10. Threat model (brief)

Threat	Mitigation
Leaked API key (committed to git, pasted in chat)	`wamcp_` prefix in GitHub Secret Scanning; default 90d `expires_at`; `last_used_ip` shift triggers audit alert; revocation effective on next request (no caching)
Compromised Ubuntu host	Per-WABA tokens (one compromise doesn’t reach others); audit log rsynced hourly to a separate host so a wiped local DB still leaves a trail; Meta tokens scoped to minimum WABA permissions
Malicious client tries to send from a number they weren’t granted	Two-layer key+grant check; grants are the authoritative truth, revoking a grant is instant; `scope_denied` / `grant_denied` audit rows trigger alerts on N denials/min
Replayed Meta webhook	Inngest `idempotencyKey = wamid` + DB `inngest_idempotency` `ON CONFLICT DO NOTHING`; processing is exactly-once even under aggressive Meta retries
Leaked Meta access token	System User tokens scoped to one WABA, rotatable from Meta dashboard; `phone_numbers.access_token_secret_ref` indirection means rotation = update one file + restart container; all attempts audited
Accidental media URL exposure	Nginx never serves `/var/lib/whatsapp-mcp/media`; downloads go only through the `media:read`-scoped MCP tool which streams after auth + scope + grant check; signed URLs additionally bind tenancy; `storage_path` is relative so a path-traversal bug can’t escape the media root

Principles applied throughout

Fail closed.

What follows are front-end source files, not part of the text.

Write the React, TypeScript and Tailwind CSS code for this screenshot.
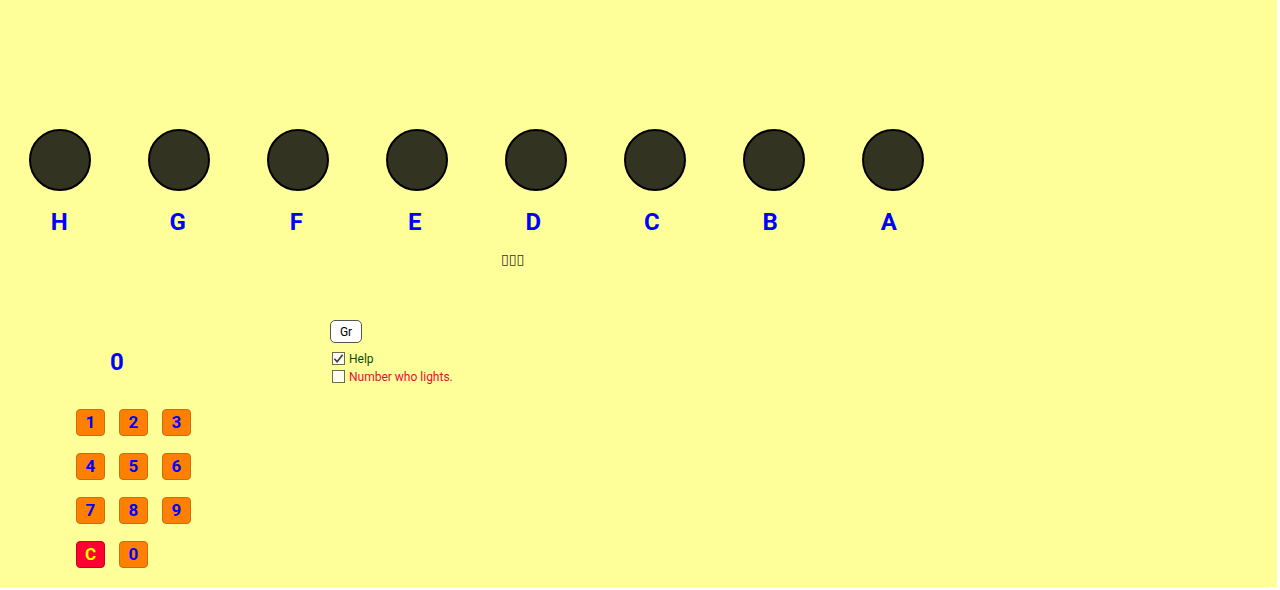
import React from "react";

const lamps = ["H", "G", "F", "E", "D", "C", "B", "A"];
const keys = ["1", "2", "3", "4", "5", "6", "7", "8", "9"];

function Key({ label, clear = false }: { label: string; clear?: boolean }) {
  return (
    <button
      className={
        clear
          ? "w-[29px] h-[27px] rounded-[4px] border border-[#c8002a] bg-[#ff0033] text-[#ffff00] text-[17px] font-bold leading-none flex items-center justify-center"
          : "w-[29px] h-[27px] rounded-[4px] border border-[#c87010] bg-[#ff8000] text-[#0000ff] text-[17px] font-bold leading-none flex items-center justify-center"
      }
    >
      {label}
    </button>
  );
}

export default function App() {
  return (
    <div className="w-[1277px] h-[587px] bg-[#ffff99] overflow-hidden font-['Roboto',sans-serif]">
      <div className="flex pt-[129px]">
        {lamps.map((l) => (
          <div key={l} className="w-[119px] flex justify-center">
            <div className="w-[62px] h-[62px] rounded-full bg-[#333322] border-2 border-black" />
          </div>
        ))}
      </div>
      <div className="flex mt-[19px]">
        {lamps.map((l) => (
          <div key={l} className="w-[118.5px] text-center text-[24px] font-bold leading-none text-[#0000ff]">
            {l}
          </div>
        ))}
      </div>
      <div className="mt-[18px] pl-[501px] h-[14px] text-[14px] leading-[14px] text-[#333333] font-['DejaVu_Sans',sans-serif]">
        ▯▯▯
      </div>

      <div className="flex mt-[54px]">
        <div className="ml-[76px] w-[254px]">
          <div className="mt-[30px] ml-[34px] text-[24px] font-bold leading-none text-[#0000ff]">0</div>
          <div className="mt-[35px] grid grid-cols-[29px_29px_29px] gap-x-[14px] gap-y-[17px]">
            {keys.map((k) => (
              <Key key={k} label={k} />
            ))}
            <Key label="C" clear />
            <Key label="0" />
          </div>
        </div>

        <div>
          <button className="w-[32px] h-[23px] rounded-[5px] border border-[#555555] bg-white text-[12px] leading-none text-black flex items-center justify-center">
            Gr
          </button>
          <div className="mt-[9px] ml-[2px] flex flex-col gap-[5px]">
            <label className="flex items-center gap-[4px] h-[13px] text-[12px] leading-none text-[#0b4a0b]">
              <span className="w-[13px] h-[13px] border border-[#6b6b55] bg-[#fffff0] flex items-center justify-center">
                <svg viewBox="0 0 12 12" className="w-[11px] h-[11px]">
                  <path d="M1.5 6.2 L4.5 9.5 L10.5 1.8" fill="none" stroke="#3a3a3a" strokeWidth="1.8" />
                </svg>
              </span>
              Help
            </label>
            <label className="flex items-center gap-[4px] h-[13px] text-[12px] leading-none text-[#e0103c]">
              <span className="w-[13px] h-[13px] border border-[#6b6b55] bg-[#fffff0]" />
              Number who lights.
            </label>
          </div>
        </div>
      </div>
    </div>
  );
}
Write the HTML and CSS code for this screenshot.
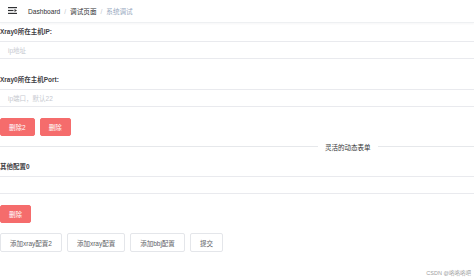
FILE: index.html
```html
<!DOCTYPE html>
<html lang="zh">
<head>
<meta charset="utf-8">
<title>系统调试</title>
<link rel="stylesheet" href="styles.css">
</head>
<body>
<div class="navbar">
  <svg class="hamburger" width="9" height="7" viewBox="0 0 9 7">
    <rect x="0" y="0" width="9" height="1.2" fill="#303133"/>
    <rect x="0" y="2.9" width="5.5" height="1.2" fill="#303133"/>
    <rect x="0" y="5.8" width="9" height="1.2" fill="#303133"/>
    <path d="M6.5 2 L9 3.5 L6.5 5 Z" fill="#303133"/>
  </svg>
  <div class="breadcrumb">
    <span class="crumb">Dashboard</span><span class="sep">/</span>
    <span class="crumb">调试页面</span><span class="sep">/</span>
    <span class="crumb last">系统调试</span>
  </div>
</div>

<div class="form">
  <div class="item">
    <div class="label">Xray0所在主机IP:</div>
    <div class="input"><span class="ph">ip地址</span></div>
  </div>
  <div class="item">
    <div class="label">Xray0所在主机Port:</div>
    <div class="input"><span class="ph">ip端口，默认22</span></div>
  </div>
  <div class="btn-row">
    <span class="btn danger">删除2</span>
    <span class="btn danger">删除</span>
  </div>

  <div class="divider">
    <span class="line left"></span>
    <span class="divider-text">灵活的动态表单</span>
    <span class="line right"></span>
  </div>

  <div class="item">
    <div class="label">其他配置0</div>
    <div class="input"><span class="ph"></span></div>
  </div>
  <div class="btn-row">
    <span class="btn danger">删除</span>
  </div>
  <div class="btn-row actions">
    <span class="btn plain">添加xray配置2</span>
    <span class="btn plain">添加xray配置</span>
    <span class="btn plain">添加bbj配置</span>
    <span class="btn plain">提交</span>
  </div>
</div>

<div class="watermark">CSDN @咯咯咯吧</div>
</body>
</html>
```

FILE: styles.css
```css
html, body {
  margin: 0;
  padding: 0;
  background: #ffffff;
  overflow: hidden;
  width: 474px;
  height: 280px;
}
body {
  position: relative;
  font-family: "Liberation Sans", "Noto Sans CJK SC", sans-serif;
  font-size: 6.5px;
  color: #606266;
}
.navbar {
  height: 22px;
  border-bottom: 1px solid #eef0f2;
  display: flex;
  align-items: center;
  padding-left: 8px;
  box-shadow: 0 1px 2px rgba(0, 21, 41, 0.04);
}
.hamburger {
  display: block;
  margin-top: -1px;
}
.breadcrumb {
  margin-left: 11px;
  display: flex;
  align-items: center;
  font-size: 6.6px;
}
.crumb { color: #303133; }
.crumb.last { color: #97a8be; }
.sep {
  color: #c0c4cc;
  margin: 0 4px;
}
.form {
  width: 100%;
}
.item {
  margin-bottom: 12px;
}
.label {
  height: 18px;
  line-height: 18px;
  font-weight: bold;
  color: #3f4145;
}
.input {
  height: 16px;
  border-top: 1px solid #e9eaee;
  border-bottom: 1px solid #e9eaee;
  display: flex;
  align-items: center;
  padding-left: 8px;
}
.ph {
  color: #c6c9cf;
}
.btn-row {
  display: flex;
  gap: 5px;
  margin-top: -1px;
}
.btn {
  display: inline-flex;
  align-items: center;
  justify-content: center;
  box-sizing: border-box;
  height: 18px;
  border-radius: 2px;
  padding: 0 8px;
  white-space: nowrap;
}
.danger {
  background: #f56c6c;
  color: #ffffff;
  border: 1px solid #f56c6c;
}
.divider {
  display: flex;
  align-items: center;
  margin: 4px 0 5px;
  height: 13px;
}
.divider .line {
  height: 1px;
  background: #e6e8eb;
}
.divider .left { flex: 3.3; }
.divider .right { flex: 1; }
.divider-text {
  color: #303133;
  padding: 0 7px;
}
.actions {
  margin-top: 10px;
}
.plain {
  background: #ffffff;
  border: 1px solid #e4e6ea;
  color: #606266;
  height: 19px;
  padding: 0 9px;
}
.watermark {
  position: absolute;
  right: 3px;
  bottom: 3px;
  font-size: 5.5px;
  color: #a0a0a0;
}
```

Auth, scope, grant, rate-limit checks all default-deny on error.
Single auth path. No back-door admin endpoints. Admin is CLI-only, run inside the container.
Tokens live in memory only as long as they must. Read at startup, not from env vars; rotations restart the container.
Audit log is append-only at the DB. Postgres role for the app has INSERT, SELECT on audit_log only. Retention archival uses a separate role.